### Set exercise
Copy out the data below verbatim.

### Available data
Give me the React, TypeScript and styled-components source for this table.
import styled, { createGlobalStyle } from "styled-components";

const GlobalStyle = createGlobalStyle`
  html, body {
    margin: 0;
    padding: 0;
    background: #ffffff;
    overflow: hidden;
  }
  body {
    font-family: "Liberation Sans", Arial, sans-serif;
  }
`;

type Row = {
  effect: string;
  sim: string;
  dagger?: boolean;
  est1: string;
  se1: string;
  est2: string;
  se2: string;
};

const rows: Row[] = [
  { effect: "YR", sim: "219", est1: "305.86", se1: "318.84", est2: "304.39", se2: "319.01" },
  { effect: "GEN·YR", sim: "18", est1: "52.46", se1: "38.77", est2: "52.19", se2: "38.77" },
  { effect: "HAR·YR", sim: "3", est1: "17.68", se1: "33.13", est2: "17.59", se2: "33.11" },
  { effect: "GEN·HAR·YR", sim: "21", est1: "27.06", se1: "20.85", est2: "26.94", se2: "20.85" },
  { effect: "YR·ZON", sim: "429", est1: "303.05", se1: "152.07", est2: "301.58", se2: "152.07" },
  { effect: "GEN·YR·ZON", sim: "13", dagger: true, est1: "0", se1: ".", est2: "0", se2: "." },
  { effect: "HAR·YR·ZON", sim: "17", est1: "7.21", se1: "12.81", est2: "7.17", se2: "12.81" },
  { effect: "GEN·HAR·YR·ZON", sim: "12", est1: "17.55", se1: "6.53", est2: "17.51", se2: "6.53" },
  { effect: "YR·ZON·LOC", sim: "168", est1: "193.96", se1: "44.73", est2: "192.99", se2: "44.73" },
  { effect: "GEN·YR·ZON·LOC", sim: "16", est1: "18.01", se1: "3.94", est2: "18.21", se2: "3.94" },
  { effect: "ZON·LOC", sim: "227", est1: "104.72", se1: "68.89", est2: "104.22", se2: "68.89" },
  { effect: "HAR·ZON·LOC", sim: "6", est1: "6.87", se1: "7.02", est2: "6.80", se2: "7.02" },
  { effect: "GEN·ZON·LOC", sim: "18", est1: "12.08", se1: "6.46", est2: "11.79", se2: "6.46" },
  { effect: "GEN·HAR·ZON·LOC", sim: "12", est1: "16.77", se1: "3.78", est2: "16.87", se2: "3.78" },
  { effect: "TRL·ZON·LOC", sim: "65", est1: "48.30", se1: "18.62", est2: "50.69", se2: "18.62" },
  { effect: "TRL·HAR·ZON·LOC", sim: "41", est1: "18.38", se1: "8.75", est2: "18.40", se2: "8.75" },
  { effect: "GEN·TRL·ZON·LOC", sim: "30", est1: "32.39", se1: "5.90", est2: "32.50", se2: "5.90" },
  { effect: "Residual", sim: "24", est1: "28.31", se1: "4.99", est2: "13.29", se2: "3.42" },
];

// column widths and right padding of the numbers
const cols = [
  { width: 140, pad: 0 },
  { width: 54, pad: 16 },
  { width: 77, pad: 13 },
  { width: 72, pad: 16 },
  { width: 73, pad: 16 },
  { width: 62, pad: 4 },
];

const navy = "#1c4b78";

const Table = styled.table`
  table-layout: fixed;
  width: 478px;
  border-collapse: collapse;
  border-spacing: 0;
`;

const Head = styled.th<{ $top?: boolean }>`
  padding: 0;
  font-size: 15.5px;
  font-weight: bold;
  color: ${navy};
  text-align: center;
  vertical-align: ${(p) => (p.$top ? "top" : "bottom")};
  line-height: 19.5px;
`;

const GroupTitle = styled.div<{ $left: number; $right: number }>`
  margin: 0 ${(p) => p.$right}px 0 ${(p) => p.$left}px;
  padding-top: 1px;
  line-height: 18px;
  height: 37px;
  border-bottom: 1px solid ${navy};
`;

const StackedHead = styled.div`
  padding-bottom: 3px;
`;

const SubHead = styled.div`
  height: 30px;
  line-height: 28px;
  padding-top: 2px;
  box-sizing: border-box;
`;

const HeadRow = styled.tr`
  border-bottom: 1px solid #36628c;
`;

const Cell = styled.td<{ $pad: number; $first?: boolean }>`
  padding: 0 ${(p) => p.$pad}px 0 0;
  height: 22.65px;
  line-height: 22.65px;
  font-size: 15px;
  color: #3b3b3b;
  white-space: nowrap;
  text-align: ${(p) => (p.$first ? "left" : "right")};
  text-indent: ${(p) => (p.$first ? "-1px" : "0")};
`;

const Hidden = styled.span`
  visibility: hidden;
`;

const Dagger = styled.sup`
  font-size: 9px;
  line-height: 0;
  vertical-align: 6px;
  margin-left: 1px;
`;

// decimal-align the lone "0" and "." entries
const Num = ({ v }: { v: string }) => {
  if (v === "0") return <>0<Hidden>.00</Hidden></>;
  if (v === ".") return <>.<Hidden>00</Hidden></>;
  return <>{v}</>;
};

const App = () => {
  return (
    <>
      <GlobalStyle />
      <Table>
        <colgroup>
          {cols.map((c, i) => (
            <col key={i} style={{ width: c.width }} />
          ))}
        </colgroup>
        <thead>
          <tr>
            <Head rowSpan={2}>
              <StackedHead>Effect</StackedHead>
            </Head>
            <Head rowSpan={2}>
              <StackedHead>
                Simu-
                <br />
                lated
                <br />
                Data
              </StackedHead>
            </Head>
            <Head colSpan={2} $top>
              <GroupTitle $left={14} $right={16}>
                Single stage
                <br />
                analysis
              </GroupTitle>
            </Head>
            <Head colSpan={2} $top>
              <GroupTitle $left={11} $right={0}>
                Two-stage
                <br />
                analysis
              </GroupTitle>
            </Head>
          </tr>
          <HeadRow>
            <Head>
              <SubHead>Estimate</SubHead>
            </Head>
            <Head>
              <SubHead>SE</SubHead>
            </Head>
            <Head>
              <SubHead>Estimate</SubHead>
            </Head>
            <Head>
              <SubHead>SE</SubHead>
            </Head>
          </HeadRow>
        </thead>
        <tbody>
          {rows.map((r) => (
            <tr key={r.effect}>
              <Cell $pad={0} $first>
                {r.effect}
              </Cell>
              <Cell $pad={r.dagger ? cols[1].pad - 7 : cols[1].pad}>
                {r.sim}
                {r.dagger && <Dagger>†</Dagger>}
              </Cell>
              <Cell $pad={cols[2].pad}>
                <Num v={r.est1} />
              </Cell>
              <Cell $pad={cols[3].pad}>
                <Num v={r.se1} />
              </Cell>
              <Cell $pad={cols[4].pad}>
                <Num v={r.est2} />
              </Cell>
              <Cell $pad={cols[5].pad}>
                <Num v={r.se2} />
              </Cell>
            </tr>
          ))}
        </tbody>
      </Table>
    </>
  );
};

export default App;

### Full response
Give me the React, TypeScript and styled-components source for this table.
import styled, { createGlobalStyle } from "styled-components";

const GlobalStyle = createGlobalStyle`
  html, body {
    margin: 0;
    padding: 0;
    background: #ffffff;
    overflow: hidden;
  }
  body {
    font-family: "Liberation Sans", Arial, sans-serif;
  }
`;

type Row = {
  effect: string;
  sim: string;
  dagger?: boolean;
  est1: string;
  se1: string;
  est2: string;
  se2: string;
};

const rows: Row[] = [
  { effect: "YR", sim: "219", est1: "305.86", se1: "318.84", est2: "304.39", se2: "319.01" },
  { effect: "GEN·YR", sim: "18", est1: "52.46", se1: "38.77", est2: "52.19", se2: "38.77" },
  { effect: "HAR·YR", sim: "3", est1: "17.68", se1: "33.13", est2: "17.59", se2: "33.11" },
  { effect: "GEN·HAR·YR", sim: "21", est1: "27.06", se1: "20.85", est2: "26.94", se2: "20.85" },
  { effect: "YR·ZON", sim: "429", est1: "303.05", se1: "152.07", est2: "301.58", se2: "152.07" },
  { effect: "GEN·YR·ZON", sim: "13", dagger: true, est1: "0", se1: ".", est2: "0", se2: "." },
  { effect: "HAR·YR·ZON", sim: "17", est1: "7.21", se1: "12.81", est2: "7.17", se2: "12.81" },
  { effect: "GEN·HAR·YR·ZON", sim: "12", est1: "17.55", se1: "6.53", est2: "17.51", se2: "6.53" },
  { effect: "YR·ZON·LOC", sim: "168", est1: "193.96", se1: "44.73", est2: "192.99", se2: "44.73" },
  { effect: "GEN·YR·ZON·LOC", sim: "16", est1: "18.01", se1: "3.94", est2: "18.21", se2: "3.94" },
  { effect: "ZON·LOC", sim: "227", est1: "104.72", se1: "68.89", est2: "104.22", se2: "68.89" },
  { effect: "HAR·ZON·LOC", sim: "6", est1: "6.87", se1: "7.02", est2: "6.80", se2: "7.02" },
  { effect: "GEN·ZON·LOC", sim: "18", est1: "12.08", se1: "6.46", est2: "11.79", se2: "6.46" },
  { effect: "GEN·HAR·ZON·LOC", sim: "12", est1: "16.77", se1: "3.78", est2: "16.87", se2: "3.78" },
  { effect: "TRL·ZON·LOC", sim: "65", est1: "48.30", se1: "18.62", est2: "50.69", se2: "18.62" },
  { effect: "TRL·HAR·ZON·LOC", sim: "41", est1: "18.38", se1: "8.75", est2: "18.40", se2: "8.75" },
  { effect: "GEN·TRL·ZON·LOC", sim: "30", est1: "32.39", se1: "5.90", est2: "32.50", se2: "5.90" },
  { effect: "Residual", sim: "24", est1: "28.31", se1: "4.99", est2: "13.29", se2: "3.42" },
];

// column widths and right padding of the numbers
const cols = [
  { width: 140, pad: 0 },
  { width: 54, pad: 16 },
  { width: 77, pad: 13 },
  { width: 72, pad: 16 },
  { width: 73, pad: 16 },
  { width: 62, pad: 4 },
];

const navy = "#1c4b78";

const Table = styled.table`
  table-layout: fixed;
  width: 478px;
  border-collapse: collapse;
  border-spacing: 0;
`;

const Head = styled.th<{ $top?: boolean }>`
  padding: 0;
  font-size: 15.5px;
  font-weight: bold;
  color: ${navy};
  text-align: center;
  vertical-align: ${(p) => (p.$top ? "top" : "bottom")};
  line-height: 19.5px;
`;

const GroupTitle = styled.div<{ $left: number; $right: number }>`
  margin: 0 ${(p) => p.$right}px 0 ${(p) => p.$left}px;
  padding-top: 1px;
  line-height: 18px;
  height: 37px;
  border-bottom: 1px solid ${navy};
`;

const StackedHead = styled.div`
  padding-bottom: 3px;
`;

const SubHead = styled.div`
  height: 30px;
  line-height: 28px;
  padding-top: 2px;
  box-sizing: border-box;
`;

const HeadRow = styled.tr`
  border-bottom: 1px solid #36628c;
`;

const Cell = styled.td<{ $pad: number; $first?: boolean }>`
  padding: 0 ${(p) => p.$pad}px 0 0;
  height: 22.65px;
  line-height: 22.65px;
  font-size: 15px;
  color: #3b3b3b;
  white-space: nowrap;
  text-align: ${(p) => (p.$first ? "left" : "right")};
  text-indent: ${(p) => (p.$first ? "-1px" : "0")};
`;

const Hidden = styled.span`
  visibility: hidden;
`;

const Dagger = styled.sup`
  font-size: 9px;
  line-height: 0;
  vertical-align: 6px;
  margin-left: 1px;
`;

// decimal-align the lone "0" and "." entries
const Num = ({ v }: { v: string }) => {
  if (v === "0") return <>0<Hidden>.00</Hidden></>;
  if (v === ".") return <>.<Hidden>00</Hidden></>;
  return <>{v}</>;
};

const App = () => {
  return (
    <>
      <GlobalStyle />
      <Table>
        <colgroup>
          {cols.map((c, i) => (
            <col key={i} style={{ width: c.width }} />
          ))}
        </colgroup>
        <thead>
          <tr>
            <Head rowSpan={2}>
              <StackedHead>Effect</StackedHead>
            </Head>
            <Head rowSpan={2}>
              <StackedHead>
                Simu-
                <br />
                lated
                <br />
                Data
              </StackedHead>
            </Head>
            <Head colSpan={2} $top>
              <GroupTitle $left={14} $right={16}>
                Single stage
                <br />
                analysis
              </GroupTitle>
            </Head>
            <Head colSpan={2} $top>
              <GroupTitle $left={11} $right={0}>
                Two-stage
                <br />
                analysis
              </GroupTitle>
            </Head>
          </tr>
          <HeadRow>
            <Head>
              <SubHead>Estimate</SubHead>
            </Head>
            <Head>
              <SubHead>SE</SubHead>
            </Head>
            <Head>
              <SubHead>Estimate</SubHead>
            </Head>
            <Head>
              <SubHead>SE</SubHead>
            </Head>
          </HeadRow>
        </thead>
        <tbody>
          {rows.map((r) => (
            <tr key={r.effect}>
              <Cell $pad={0} $first>
                {r.effect}
              </Cell>
              <Cell $pad={r.dagger ? cols[1].pad - 7 : cols[1].pad}>
                {r.sim}
                {r.dagger && <Dagger>†</Dagger>}
              </Cell>
              <Cell $pad={cols[2].pad}>
                <Num v={r.est1} />
              </Cell>
              <Cell $pad={cols[3].pad}>
                <Num v={r.se1} />
              </Cell>
              <Cell $pad={cols[4].pad}>
                <Num v={r.est2} />
              </Cell>
              <Cell $pad={cols[5].pad}>
                <Num v={r.se2} />
              </Cell>
            </tr>
          ))}
        </tbody>
      </Table>
    </>
  );
};

export default App;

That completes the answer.